Type out the data exactly as given. Skip any image.

-=-=-=-=-

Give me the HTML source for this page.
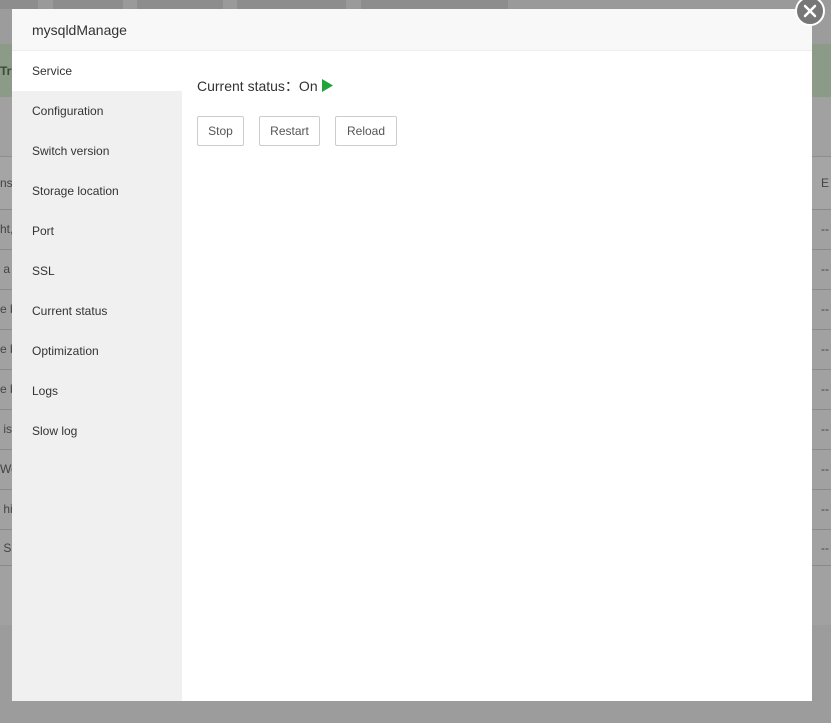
<!DOCTYPE html>
<html><head><meta charset="utf-8"><style>
*{margin:0;padding:0;box-sizing:border-box}
body{width:831px;height:723px;overflow:hidden;background:#9c9c9c;font-family:"Liberation Sans",sans-serif;position:relative}
.abs{position:absolute}
.tab{position:absolute;top:0;height:9px;background:#8d8d8d}
.row{position:absolute;left:0;width:831px;border-top:1px solid #8a8a8a}
.lt{position:absolute;left:0;font-size:12px;color:#444;line-height:14px}
.rt{position:absolute;left:821px;font-size:12px;color:#444;line-height:14px}
.modal{position:absolute;left:12px;top:9px;width:800px;height:692px;background:#fff}
.hd{height:42px;background:#f8f8f8;border-bottom:1px solid #eee;font-size:14px;color:#333;padding-left:20px;line-height:42px}
.side{position:absolute;left:0;top:42px;width:170px;bottom:0;background:#f0f0f0}
.side div{height:40px;line-height:40px;padding-left:20px;font-size:12px;color:#333}
.side div.on{background:#fff}
.btn{position:absolute;top:107px;height:30px;border:1px solid #ccc;border-radius:2px;font-size:12px;color:#555;text-align:center;line-height:28px;background:#fff}
.close{position:absolute;left:783px;top:-13px;width:30px;height:30px;border-radius:50%;background:#777;border:2px solid #fff}
</style></head><body>
<div class="abs" style="left:0;top:0;width:831px;height:9px;background:#9a9a9a"></div>
<div class="tab" style="left:0;width:38px"></div>
<div class="tab" style="left:53px;width:70px"></div>
<div class="tab" style="left:137px;width:86px"></div>
<div class="tab" style="left:237px;width:109px"></div>
<div class="tab" style="left:361px;width:147px"></div>
<div class="abs" style="left:0;top:44px;width:831px;height:53px;background:#8c9a88"></div>
<div class="abs" style="left:0;top:97px;width:831px;height:528px;background:#a1a1a1"></div>
<div class="abs" style="left:0;top:156px;width:831px;height:53px;background:#a5a5a5;border-top:1px solid #8e8e8e"></div>
<div class="row" style="top:209px"></div><div class="row" style="top:249px"></div><div class="row" style="top:289px"></div><div class="row" style="top:329px"></div><div class="row" style="top:369px"></div><div class="row" style="top:409px"></div><div class="row" style="top:449px"></div><div class="row" style="top:489px"></div><div class="row" style="top:529px"></div><div class="row" style="top:565px"></div>
<div class="abs" style="left:0;top:64px;font-size:12px;font-weight:bold;color:#3a4a35">Try</div>
<div class="lt" style="top:176px">ns</div>
<div class="lt" style="top:222px">ht,</div>
<div class="lt" style="top:262px">&nbsp;a</div>
<div class="lt" style="top:302px">e b</div>
<div class="lt" style="top:342px">e b</div>
<div class="lt" style="top:382px">e b</div>
<div class="lt" style="top:422px">&nbsp;is</div>
<div class="lt" style="top:462px">We</div>
<div class="lt" style="top:502px">&nbsp;hi</div>
<div class="lt" style="top:541px">&nbsp;S</div>
<div class="rt" style="top:176px">E</div>
<div class="rt" style="top:222px">--</div><div class="rt" style="top:262px">--</div><div class="rt" style="top:302px">--</div><div class="rt" style="top:342px">--</div><div class="rt" style="top:382px">--</div><div class="rt" style="top:422px">--</div><div class="rt" style="top:462px">--</div><div class="rt" style="top:502px">--</div><div class="rt" style="top:541px">--</div>
<div class="modal">
<div class="hd">mysqldManage</div>
<div class="side">
<div class="on">Service</div><div>Configuration</div><div>Switch version</div><div>Storage location</div><div>Port</div><div>SSL</div><div>Current status</div><div>Optimization</div><div>Logs</div><div>Slow log</div>
</div>
<div class="abs" style="left:185px;top:69px;font-size:14px;color:#333;line-height:16px">Current status：On <svg width="11" height="13" viewBox="0 0 11 13" style="vertical-align:-1px"><path d="M0 0L11 6.5L0 13Z" fill="#20a53a"/></svg></div>
<div class="btn" style="left:185px;width:47px">Stop</div>
<div class="btn" style="left:247px;width:61px">Restart</div>
<div class="btn" style="left:323px;width:62px">Reload</div>
<div class="close"><svg width="26" height="26" viewBox="0 0 26 26"><path d="M8 8L18 18M18 8L8 18" stroke="#fff" stroke-width="2.5" stroke-linecap="round"/></svg></div>
</div>
</body></html>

-=-=-=-=-

__OUTPUT FOR THIS EXERCISE__
Give me the HTML source for this page.
<!DOCTYPE html>
<html><head><meta charset="utf-8"><style>
*{margin:0;padding:0;box-sizing:border-box}
body{width:831px;height:723px;overflow:hidden;background:#9c9c9c;font-family:"Liberation Sans",sans-serif;position:relative}
.abs{position:absolute}
.tab{position:absolute;top:0;height:9px;background:#8d8d8d}
.row{position:absolute;left:0;width:831px;border-top:1px solid #8a8a8a}
.lt{position:absolute;left:0;font-size:12px;color:#444;line-height:14px}
.rt{position:absolute;left:821px;font-size:12px;color:#444;line-height:14px}
.modal{position:absolute;left:12px;top:9px;width:800px;height:692px;background:#fff}
.hd{height:42px;background:#f8f8f8;border-bottom:1px solid #eee;font-size:14px;color:#333;padding-left:20px;line-height:42px}
.side{position:absolute;left:0;top:42px;width:170px;bottom:0;background:#f0f0f0}
.side div{height:40px;line-height:40px;padding-left:20px;font-size:12px;color:#333}
.side div.on{background:#fff}
.btn{position:absolute;top:107px;height:30px;border:1px solid #ccc;border-radius:2px;font-size:12px;color:#555;text-align:center;line-height:28px;background:#fff}
.close{position:absolute;left:783px;top:-13px;width:30px;height:30px;border-radius:50%;background:#777;border:2px solid #fff}
</style></head><body>
<div class="abs" style="left:0;top:0;width:831px;height:9px;background:#9a9a9a"></div>
<div class="tab" style="left:0;width:38px"></div>
<div class="tab" style="left:53px;width:70px"></div>
<div class="tab" style="left:137px;width:86px"></div>
<div class="tab" style="left:237px;width:109px"></div>
<div class="tab" style="left:361px;width:147px"></div>
<div class="abs" style="left:0;top:44px;width:831px;height:53px;background:#8c9a88"></div>
<div class="abs" style="left:0;top:97px;width:831px;height:528px;background:#a1a1a1"></div>
<div class="abs" style="left:0;top:156px;width:831px;height:53px;background:#a5a5a5;border-top:1px solid #8e8e8e"></div>
<div class="row" style="top:209px"></div><div class="row" style="top:249px"></div><div class="row" style="top:289px"></div><div class="row" style="top:329px"></div><div class="row" style="top:369px"></div><div class="row" style="top:409px"></div><div class="row" style="top:449px"></div><div class="row" style="top:489px"></div><div class="row" style="top:529px"></div><div class="row" style="top:565px"></div>
<div class="abs" style="left:0;top:64px;font-size:12px;font-weight:bold;color:#3a4a35">Try</div>
<div class="lt" style="top:176px">ns</div>
<div class="lt" style="top:222px">ht,</div>
<div class="lt" style="top:262px">&nbsp;a</div>
<div class="lt" style="top:302px">e b</div>
<div class="lt" style="top:342px">e b</div>
<div class="lt" style="top:382px">e b</div>
<div class="lt" style="top:422px">&nbsp;is</div>
<div class="lt" style="top:462px">We</div>
<div class="lt" style="top:502px">&nbsp;hi</div>
<div class="lt" style="top:541px">&nbsp;S</div>
<div class="rt" style="top:176px">E</div>
<div class="rt" style="top:222px">--</div><div class="rt" style="top:262px">--</div><div class="rt" style="top:302px">--</div><div class="rt" style="top:342px">--</div><div class="rt" style="top:382px">--</div><div class="rt" style="top:422px">--</div><div class="rt" style="top:462px">--</div><div class="rt" style="top:502px">--</div><div class="rt" style="top:541px">--</div>
<div class="modal">
<div class="hd">mysqldManage</div>
<div class="side">
<div class="on">Service</div><div>Configuration</div><div>Switch version</div><div>Storage location</div><div>Port</div><div>SSL</div><div>Current status</div><div>Optimization</div><div>Logs</div><div>Slow log</div>
</div>
<div class="abs" style="left:185px;top:69px;font-size:14px;color:#333;line-height:16px">Current status：On <svg width="11" height="13" viewBox="0 0 11 13" style="vertical-align:-1px"><path d="M0 0L11 6.5L0 13Z" fill="#20a53a"/></svg></div>
<div class="btn" style="left:185px;width:47px">Stop</div>
<div class="btn" style="left:247px;width:61px">Restart</div>
<div class="btn" style="left:323px;width:62px">Reload</div>
<div class="close"><svg width="26" height="26" viewBox="0 0 26 26"><path d="M8 8L18 18M18 8L8 18" stroke="#fff" stroke-width="2.5" stroke-linecap="round"/></svg></div>
</div>
</body></html>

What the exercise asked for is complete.